◆ INSTRUCTIONS FOR THE TASK ◆
Find every line with the word "this" and report how many there are, without any other text.

◆ Front-end source files ◆

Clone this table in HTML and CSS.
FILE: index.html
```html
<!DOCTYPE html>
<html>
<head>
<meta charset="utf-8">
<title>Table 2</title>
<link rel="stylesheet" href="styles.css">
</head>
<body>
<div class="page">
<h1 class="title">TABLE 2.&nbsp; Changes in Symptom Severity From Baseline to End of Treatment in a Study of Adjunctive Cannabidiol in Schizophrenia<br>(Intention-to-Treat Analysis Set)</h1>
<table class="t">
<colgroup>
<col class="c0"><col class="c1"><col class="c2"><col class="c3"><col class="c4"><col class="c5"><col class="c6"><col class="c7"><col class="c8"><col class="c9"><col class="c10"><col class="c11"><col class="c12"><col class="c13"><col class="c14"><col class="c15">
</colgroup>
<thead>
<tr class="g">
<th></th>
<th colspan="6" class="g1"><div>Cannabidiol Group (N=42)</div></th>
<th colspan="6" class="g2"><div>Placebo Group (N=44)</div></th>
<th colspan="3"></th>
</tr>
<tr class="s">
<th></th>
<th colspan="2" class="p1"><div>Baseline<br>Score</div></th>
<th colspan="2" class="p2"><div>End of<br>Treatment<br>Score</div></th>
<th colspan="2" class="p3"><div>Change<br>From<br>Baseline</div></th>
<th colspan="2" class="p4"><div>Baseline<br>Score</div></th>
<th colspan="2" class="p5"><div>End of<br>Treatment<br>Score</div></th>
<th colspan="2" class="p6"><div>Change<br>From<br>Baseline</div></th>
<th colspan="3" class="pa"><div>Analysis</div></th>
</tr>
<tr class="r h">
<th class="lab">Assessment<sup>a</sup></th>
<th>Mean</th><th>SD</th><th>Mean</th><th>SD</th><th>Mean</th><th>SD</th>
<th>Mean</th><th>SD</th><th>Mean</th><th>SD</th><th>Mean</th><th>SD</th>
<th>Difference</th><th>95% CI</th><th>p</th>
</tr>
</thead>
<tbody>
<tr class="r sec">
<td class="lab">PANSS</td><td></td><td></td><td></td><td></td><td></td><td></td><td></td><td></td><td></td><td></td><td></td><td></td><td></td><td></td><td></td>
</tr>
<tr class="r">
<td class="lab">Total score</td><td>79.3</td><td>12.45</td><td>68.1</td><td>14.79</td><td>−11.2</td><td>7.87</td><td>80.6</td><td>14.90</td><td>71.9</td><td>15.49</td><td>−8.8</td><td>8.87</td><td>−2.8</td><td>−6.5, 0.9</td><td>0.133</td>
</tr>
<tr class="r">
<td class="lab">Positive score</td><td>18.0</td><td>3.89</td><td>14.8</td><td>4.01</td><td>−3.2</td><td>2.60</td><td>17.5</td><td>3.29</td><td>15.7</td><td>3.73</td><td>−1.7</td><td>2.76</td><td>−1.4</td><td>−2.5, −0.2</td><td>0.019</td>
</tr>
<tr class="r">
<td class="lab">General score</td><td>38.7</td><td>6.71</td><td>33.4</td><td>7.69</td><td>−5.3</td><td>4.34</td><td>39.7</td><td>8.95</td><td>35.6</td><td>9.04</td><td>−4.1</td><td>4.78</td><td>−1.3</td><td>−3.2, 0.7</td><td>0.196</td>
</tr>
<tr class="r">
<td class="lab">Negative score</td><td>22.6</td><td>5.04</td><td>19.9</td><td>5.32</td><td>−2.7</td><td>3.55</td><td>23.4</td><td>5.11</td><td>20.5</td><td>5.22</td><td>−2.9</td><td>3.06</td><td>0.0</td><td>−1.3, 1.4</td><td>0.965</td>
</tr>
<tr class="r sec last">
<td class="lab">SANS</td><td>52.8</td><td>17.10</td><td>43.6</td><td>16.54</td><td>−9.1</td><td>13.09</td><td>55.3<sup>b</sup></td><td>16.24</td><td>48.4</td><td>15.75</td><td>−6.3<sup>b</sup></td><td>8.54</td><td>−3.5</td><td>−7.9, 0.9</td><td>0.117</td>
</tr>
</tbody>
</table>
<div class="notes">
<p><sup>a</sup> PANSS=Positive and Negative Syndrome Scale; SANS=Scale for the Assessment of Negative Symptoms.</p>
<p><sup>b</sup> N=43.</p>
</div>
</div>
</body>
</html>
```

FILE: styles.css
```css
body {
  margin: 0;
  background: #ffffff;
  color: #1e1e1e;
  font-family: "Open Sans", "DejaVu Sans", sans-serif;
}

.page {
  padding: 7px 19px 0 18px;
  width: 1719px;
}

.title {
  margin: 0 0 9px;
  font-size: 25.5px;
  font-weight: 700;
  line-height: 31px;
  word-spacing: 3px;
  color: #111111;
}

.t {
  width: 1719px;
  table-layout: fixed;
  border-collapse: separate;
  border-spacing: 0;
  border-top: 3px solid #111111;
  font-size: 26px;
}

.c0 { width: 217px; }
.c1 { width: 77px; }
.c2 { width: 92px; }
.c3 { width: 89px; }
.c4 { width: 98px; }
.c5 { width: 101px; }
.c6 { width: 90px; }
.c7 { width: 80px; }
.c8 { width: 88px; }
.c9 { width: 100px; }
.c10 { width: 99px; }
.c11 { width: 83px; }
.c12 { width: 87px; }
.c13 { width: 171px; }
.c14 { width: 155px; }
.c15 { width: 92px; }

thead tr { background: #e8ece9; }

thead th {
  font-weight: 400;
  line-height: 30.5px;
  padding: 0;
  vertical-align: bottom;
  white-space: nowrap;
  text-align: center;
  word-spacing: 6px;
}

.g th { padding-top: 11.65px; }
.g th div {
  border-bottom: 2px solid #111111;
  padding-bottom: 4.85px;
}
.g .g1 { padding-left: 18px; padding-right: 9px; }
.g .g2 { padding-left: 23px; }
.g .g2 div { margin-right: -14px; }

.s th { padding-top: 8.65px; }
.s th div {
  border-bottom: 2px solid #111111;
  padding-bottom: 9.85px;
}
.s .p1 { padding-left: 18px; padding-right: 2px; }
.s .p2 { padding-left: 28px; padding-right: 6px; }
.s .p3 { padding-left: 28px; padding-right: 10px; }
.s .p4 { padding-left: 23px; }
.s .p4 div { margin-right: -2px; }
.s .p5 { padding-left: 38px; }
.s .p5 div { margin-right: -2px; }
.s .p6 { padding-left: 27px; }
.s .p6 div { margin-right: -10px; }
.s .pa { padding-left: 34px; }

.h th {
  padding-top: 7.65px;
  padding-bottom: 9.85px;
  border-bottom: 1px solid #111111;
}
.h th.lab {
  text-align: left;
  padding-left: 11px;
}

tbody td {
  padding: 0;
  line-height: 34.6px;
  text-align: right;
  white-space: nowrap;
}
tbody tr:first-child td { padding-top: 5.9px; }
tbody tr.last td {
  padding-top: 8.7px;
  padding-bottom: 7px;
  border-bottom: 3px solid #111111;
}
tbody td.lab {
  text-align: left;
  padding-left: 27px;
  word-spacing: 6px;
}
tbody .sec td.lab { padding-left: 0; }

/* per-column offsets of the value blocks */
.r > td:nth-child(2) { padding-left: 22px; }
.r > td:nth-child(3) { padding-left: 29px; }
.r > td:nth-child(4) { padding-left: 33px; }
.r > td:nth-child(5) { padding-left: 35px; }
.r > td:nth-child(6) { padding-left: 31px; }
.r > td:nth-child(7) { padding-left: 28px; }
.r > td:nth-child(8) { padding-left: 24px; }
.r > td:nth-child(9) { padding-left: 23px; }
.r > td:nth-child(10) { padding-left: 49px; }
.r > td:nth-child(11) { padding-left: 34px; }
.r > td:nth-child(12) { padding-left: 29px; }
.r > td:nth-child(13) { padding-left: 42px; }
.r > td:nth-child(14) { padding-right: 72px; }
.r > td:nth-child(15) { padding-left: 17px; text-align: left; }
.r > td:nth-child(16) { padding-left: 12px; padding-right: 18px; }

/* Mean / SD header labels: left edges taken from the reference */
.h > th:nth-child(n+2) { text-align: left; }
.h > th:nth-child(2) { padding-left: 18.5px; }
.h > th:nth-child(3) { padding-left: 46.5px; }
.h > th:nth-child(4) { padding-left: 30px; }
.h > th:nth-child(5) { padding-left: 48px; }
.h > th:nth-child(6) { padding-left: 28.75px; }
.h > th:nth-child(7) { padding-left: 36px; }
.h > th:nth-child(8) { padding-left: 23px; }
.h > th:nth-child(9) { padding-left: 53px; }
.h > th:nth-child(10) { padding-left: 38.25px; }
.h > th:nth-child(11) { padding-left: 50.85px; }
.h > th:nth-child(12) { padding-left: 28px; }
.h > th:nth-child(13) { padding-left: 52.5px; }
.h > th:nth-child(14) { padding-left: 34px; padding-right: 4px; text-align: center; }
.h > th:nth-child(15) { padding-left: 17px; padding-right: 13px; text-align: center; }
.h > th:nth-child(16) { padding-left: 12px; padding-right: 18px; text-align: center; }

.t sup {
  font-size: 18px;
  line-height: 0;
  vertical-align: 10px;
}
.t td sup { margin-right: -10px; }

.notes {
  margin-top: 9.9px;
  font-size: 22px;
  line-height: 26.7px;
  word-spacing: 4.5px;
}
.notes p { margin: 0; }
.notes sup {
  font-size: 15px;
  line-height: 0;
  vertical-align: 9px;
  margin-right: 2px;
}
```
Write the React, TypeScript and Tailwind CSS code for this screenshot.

◆ TASK ANSWER ◆
2